Is platinum doing any better than palladium?

The Platinum group of metals on the NYSE Arca index had dropped approximately 28% since the beginning of March as the Russia–Ukraine conflict intensified.

With Russia also being a major producer of platinum, investors have been worried that increasing sanctions on the country could make it too difficult for most Russian-backed firms to find buyers for their commodities.

The supply-chain fears that have plagued palladium are also being echoed when it comes to platinum, especially given the metal’s rising value in chemical industries as well as petroleum industries.

A slowdown in the Chinese economy as a result of the recent surge in Covid-19 cases, which led to a shutdown of many automotive manufacturing plants.

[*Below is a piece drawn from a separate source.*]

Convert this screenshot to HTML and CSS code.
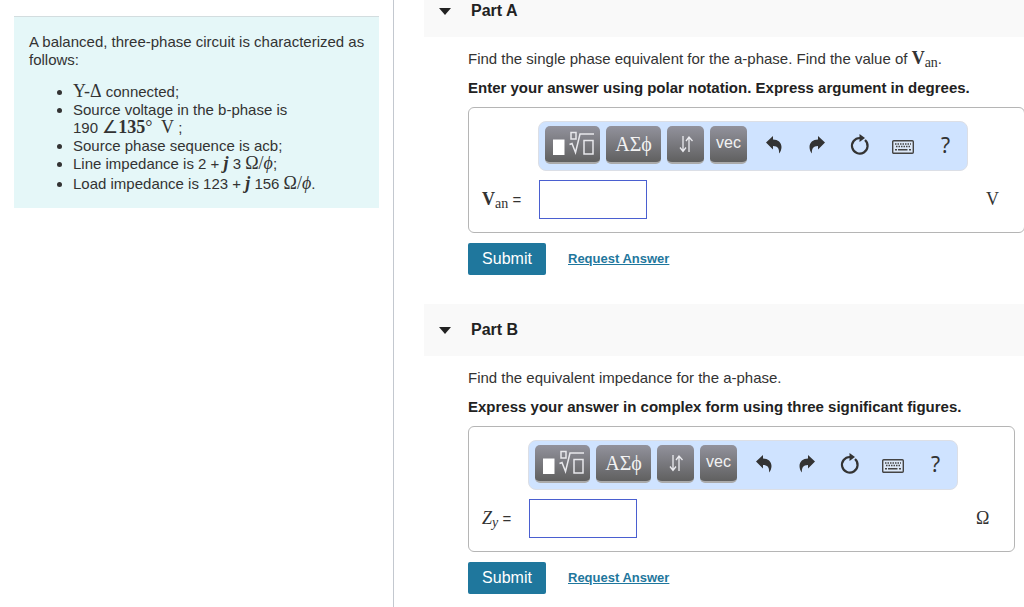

With China being one of the topmost auto producers in the world, the shutdowns have dented the demand for platinum as a substitute for palladium for auto catalysts.

As a result, platinum prices had dropped to multi-month lows recently. However, since the ban of the two Russian refineries, platinum demand has also bounced back, with the precious metal nearing the $1,000 per troy ounce (t oz) range, close to one-week highs, as at the time of writing.

Yet even as its price has rallied on the news, platinum is still less than half the price of palladium. It is also still being seen as a viable alternative for the latter, which means demand is likely to remain high.